- **THE PROBLEM**:
Extract each line containing the string "page".

- **LISTED ENTRIES**:
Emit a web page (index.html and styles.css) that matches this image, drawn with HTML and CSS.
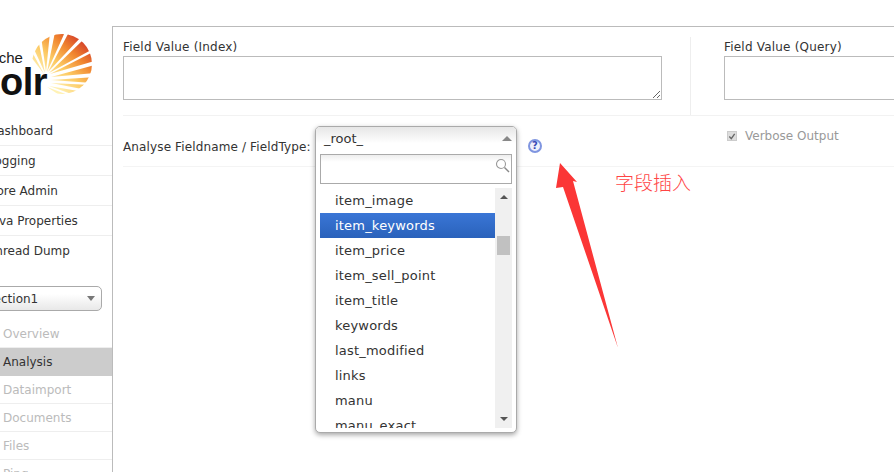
==
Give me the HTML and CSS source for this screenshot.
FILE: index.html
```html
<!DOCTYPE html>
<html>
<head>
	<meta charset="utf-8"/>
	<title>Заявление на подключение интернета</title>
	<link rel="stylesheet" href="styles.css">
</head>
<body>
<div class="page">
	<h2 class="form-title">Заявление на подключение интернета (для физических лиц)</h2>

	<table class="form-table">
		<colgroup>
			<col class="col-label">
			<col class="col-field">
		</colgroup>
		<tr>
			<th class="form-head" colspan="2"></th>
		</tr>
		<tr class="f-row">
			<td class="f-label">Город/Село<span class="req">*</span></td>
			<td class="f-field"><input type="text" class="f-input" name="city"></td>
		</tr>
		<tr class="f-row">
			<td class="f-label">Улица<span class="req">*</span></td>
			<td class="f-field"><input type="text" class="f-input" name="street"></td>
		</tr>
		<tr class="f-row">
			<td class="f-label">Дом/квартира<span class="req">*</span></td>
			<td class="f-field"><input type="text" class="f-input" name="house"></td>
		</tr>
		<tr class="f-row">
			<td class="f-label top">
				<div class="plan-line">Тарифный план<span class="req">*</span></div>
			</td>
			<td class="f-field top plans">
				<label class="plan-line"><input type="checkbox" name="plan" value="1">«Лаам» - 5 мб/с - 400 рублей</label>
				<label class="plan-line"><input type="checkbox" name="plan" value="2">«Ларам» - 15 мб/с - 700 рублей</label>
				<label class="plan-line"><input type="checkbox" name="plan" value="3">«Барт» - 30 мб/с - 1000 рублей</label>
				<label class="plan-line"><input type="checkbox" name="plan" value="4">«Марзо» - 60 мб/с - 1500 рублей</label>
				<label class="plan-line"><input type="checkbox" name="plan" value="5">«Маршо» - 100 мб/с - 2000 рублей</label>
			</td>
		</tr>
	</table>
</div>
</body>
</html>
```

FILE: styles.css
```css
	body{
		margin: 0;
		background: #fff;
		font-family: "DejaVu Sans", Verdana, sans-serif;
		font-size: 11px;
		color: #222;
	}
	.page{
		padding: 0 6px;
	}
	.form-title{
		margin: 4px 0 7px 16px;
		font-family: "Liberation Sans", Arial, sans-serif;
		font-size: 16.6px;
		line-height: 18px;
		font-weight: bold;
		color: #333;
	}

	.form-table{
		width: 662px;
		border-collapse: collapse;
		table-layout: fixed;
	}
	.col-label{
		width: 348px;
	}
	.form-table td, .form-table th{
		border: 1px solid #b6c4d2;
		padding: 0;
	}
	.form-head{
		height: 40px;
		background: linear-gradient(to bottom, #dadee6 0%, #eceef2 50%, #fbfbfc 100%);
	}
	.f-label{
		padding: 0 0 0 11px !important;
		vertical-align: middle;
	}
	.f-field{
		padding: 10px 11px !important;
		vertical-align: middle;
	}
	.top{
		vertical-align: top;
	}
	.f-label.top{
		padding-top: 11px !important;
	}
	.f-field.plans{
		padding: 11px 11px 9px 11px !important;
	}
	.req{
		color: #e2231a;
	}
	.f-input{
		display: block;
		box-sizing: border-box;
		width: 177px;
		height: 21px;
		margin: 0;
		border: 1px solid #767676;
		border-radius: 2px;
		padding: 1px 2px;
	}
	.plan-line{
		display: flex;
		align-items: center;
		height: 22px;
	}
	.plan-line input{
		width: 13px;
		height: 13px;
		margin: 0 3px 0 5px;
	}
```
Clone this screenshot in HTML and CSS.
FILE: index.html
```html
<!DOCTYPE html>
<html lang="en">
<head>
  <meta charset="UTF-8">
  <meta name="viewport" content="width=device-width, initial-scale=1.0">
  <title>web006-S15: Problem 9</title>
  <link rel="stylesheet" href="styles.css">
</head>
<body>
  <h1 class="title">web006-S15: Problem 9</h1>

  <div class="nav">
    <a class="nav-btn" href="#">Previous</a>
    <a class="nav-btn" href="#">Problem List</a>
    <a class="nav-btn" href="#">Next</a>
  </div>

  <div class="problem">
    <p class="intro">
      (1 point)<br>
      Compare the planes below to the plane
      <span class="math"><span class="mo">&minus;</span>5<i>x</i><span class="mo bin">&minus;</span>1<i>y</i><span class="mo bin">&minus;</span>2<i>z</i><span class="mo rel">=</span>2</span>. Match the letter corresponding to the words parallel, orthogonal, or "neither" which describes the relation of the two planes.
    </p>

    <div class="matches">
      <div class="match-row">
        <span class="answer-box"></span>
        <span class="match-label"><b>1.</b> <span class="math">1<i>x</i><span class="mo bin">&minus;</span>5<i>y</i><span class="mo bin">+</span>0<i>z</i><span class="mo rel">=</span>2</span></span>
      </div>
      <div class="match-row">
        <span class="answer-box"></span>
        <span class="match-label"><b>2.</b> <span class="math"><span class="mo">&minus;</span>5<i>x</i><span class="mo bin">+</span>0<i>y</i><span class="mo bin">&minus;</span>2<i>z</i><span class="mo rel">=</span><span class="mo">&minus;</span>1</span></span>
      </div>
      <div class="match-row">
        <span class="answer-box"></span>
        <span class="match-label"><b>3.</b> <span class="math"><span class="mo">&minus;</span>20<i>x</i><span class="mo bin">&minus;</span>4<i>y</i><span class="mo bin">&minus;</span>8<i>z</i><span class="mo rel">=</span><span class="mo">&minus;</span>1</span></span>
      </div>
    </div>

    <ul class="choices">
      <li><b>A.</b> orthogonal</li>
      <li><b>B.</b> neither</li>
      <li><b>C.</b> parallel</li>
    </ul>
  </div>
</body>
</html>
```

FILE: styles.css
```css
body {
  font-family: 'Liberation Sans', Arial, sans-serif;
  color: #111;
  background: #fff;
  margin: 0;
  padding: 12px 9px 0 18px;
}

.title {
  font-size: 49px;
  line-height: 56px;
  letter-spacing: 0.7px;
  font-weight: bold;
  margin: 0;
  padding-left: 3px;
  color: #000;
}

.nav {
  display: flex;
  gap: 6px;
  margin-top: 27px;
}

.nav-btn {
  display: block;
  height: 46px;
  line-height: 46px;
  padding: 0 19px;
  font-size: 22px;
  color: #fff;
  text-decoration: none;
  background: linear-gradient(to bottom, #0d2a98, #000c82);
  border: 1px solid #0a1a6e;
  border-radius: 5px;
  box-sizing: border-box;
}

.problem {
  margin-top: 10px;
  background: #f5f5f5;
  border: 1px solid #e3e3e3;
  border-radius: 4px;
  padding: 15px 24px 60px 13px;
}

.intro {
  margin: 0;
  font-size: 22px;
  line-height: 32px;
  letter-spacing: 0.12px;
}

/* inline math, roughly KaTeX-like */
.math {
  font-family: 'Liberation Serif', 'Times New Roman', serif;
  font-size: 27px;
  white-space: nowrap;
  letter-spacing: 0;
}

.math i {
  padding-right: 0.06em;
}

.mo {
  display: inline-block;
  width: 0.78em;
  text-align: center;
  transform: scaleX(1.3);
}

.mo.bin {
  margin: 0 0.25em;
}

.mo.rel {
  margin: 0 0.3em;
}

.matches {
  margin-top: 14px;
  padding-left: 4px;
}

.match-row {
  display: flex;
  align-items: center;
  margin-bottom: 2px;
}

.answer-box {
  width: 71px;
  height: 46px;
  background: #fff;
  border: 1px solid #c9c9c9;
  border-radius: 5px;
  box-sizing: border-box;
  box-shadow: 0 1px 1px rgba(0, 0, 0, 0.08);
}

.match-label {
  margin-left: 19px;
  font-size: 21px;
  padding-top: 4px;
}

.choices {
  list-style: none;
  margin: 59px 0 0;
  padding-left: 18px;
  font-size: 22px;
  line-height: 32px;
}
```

- **FULL SOLUTION**:
Emit a web page (index.html and styles.css) that matches this image, drawn with HTML and CSS.
<div class="page">
	.page{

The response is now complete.